New information: I jumped the gun. Some of the things necessary for the above comment to be true have not made it into core yet. It should read instead "Recipes will hopefully be able to..."

tonypaulbarker avatar Feb 05 '25 12:02 tonypaulbarker

I'm starting to think that instead of implementing this in a separate module, a better way to do it would be via the profile. So if you want the new features automatically installed, you use the profile. If you don't, don't use the profile.

There's a couple of changes that we'd need to make to enable this:

  1. Remove existing features from the profile and put them in separate modules so people who don't use the profile can continue to use the features.
  2. Adopt a policy of "No new features in the profile", but new features can be as dependencies of the profile. Then existing sites can opt into features they want by adding those modules.

rupertj avatar Feb 13 '25 14:02 rupertj

I'm starting to think that instead of implementing this in a separate module, a better way to do it would be via the profile. So if you want the new features automatically installed, you use the profile. If you don't, don't use the profile.

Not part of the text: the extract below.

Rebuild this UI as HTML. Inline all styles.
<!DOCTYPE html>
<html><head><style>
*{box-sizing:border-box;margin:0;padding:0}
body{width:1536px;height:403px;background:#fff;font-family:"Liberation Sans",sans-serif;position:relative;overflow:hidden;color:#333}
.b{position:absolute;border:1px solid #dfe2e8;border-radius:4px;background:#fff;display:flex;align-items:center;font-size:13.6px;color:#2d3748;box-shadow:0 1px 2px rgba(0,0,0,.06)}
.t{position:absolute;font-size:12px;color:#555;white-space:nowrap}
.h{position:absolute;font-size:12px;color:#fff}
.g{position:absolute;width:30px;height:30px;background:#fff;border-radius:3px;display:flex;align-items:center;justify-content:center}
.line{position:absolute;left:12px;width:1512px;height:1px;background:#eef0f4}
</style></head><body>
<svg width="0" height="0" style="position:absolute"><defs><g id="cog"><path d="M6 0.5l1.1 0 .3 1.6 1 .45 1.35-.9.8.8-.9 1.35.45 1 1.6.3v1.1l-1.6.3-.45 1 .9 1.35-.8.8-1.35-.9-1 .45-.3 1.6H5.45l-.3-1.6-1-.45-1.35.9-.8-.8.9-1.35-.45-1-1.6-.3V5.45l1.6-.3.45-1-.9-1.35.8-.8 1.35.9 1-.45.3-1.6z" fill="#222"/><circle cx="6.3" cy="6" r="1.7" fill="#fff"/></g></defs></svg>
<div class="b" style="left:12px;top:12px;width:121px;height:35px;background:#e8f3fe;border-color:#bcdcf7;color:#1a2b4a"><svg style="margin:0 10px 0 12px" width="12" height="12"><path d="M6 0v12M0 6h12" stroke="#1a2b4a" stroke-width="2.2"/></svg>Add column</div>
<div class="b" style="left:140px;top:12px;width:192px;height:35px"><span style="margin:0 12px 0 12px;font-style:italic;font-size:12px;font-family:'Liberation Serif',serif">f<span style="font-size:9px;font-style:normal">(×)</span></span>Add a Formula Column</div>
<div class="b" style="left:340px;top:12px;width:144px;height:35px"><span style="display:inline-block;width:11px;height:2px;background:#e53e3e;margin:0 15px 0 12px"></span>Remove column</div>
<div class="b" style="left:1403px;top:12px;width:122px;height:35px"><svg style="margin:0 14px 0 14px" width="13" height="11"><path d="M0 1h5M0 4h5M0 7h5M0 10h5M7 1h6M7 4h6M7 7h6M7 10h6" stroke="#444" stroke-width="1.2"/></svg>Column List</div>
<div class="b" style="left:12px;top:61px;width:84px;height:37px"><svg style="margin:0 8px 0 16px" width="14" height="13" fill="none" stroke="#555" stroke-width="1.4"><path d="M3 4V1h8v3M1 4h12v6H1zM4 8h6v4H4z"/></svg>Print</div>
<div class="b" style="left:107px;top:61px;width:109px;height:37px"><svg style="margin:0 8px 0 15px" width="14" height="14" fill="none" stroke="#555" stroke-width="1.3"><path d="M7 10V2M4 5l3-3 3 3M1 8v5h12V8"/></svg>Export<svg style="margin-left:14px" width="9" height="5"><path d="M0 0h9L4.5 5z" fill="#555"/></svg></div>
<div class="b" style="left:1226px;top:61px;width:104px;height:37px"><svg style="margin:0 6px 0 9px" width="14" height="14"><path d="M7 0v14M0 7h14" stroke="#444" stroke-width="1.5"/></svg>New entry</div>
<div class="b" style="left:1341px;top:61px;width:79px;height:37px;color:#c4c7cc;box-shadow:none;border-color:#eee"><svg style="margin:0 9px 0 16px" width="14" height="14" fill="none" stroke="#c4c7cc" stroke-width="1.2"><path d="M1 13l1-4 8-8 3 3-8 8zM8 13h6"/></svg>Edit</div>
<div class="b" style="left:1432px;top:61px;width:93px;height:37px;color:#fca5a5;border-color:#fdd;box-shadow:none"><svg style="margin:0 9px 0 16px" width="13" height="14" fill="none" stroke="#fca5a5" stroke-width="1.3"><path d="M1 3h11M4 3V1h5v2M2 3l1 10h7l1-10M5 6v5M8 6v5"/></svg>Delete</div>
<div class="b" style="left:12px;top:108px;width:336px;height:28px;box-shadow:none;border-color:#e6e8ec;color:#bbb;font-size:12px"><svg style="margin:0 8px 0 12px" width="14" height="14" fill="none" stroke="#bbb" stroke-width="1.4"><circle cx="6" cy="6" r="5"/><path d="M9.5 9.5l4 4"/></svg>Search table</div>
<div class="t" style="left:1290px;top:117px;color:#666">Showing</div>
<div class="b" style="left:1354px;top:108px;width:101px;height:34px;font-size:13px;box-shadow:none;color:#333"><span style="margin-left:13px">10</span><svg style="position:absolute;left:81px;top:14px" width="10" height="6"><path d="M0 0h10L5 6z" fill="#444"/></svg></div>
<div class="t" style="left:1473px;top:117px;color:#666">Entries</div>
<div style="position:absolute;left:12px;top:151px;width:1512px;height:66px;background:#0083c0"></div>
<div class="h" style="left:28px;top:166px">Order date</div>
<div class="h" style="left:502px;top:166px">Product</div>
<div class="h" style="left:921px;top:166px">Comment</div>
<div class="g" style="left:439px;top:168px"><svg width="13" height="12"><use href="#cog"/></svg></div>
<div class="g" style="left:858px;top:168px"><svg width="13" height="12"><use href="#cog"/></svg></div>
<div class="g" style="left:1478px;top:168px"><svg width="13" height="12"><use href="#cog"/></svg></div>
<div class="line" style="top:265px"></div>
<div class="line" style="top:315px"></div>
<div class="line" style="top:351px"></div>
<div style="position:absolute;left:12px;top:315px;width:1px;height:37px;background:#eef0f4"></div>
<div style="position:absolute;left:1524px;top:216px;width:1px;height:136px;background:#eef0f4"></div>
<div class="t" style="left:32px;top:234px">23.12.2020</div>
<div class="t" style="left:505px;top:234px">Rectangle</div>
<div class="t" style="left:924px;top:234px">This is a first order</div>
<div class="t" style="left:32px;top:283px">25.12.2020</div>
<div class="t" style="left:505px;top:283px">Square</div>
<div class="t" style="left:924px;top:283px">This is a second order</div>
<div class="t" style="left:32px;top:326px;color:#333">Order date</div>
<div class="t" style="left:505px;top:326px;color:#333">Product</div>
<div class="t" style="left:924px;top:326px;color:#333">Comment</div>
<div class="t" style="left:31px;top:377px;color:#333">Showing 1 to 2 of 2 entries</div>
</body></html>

What would happen to existing sites that are already using the profile? The vast majority of LGD sites have been installed with the profile and we don't want to to suddenly start applying updates to their sites. I'm also not sure we want to ask everyone to uninstall the profile if they don't want to start receiving updates. For existing sites this should be an opt-in feature rather than opt-out.

I still think we would need a setting to turn this feature on and which update hooks will need to check before applying config changes.

stephen-cox avatar Feb 14 '25 13:02 stephen-cox

We should probably have a meeting about this to figure out the what/why/how of what we want. I've a feeling we have a few very different views about whether we should apply updates to existing sites (I think we should) and how we should apply them (opt-in, opt-in for a while but eventually you must have it (like a new design for Gmail for example), forced, etc).

We can post the summary of the meeting here as a comment.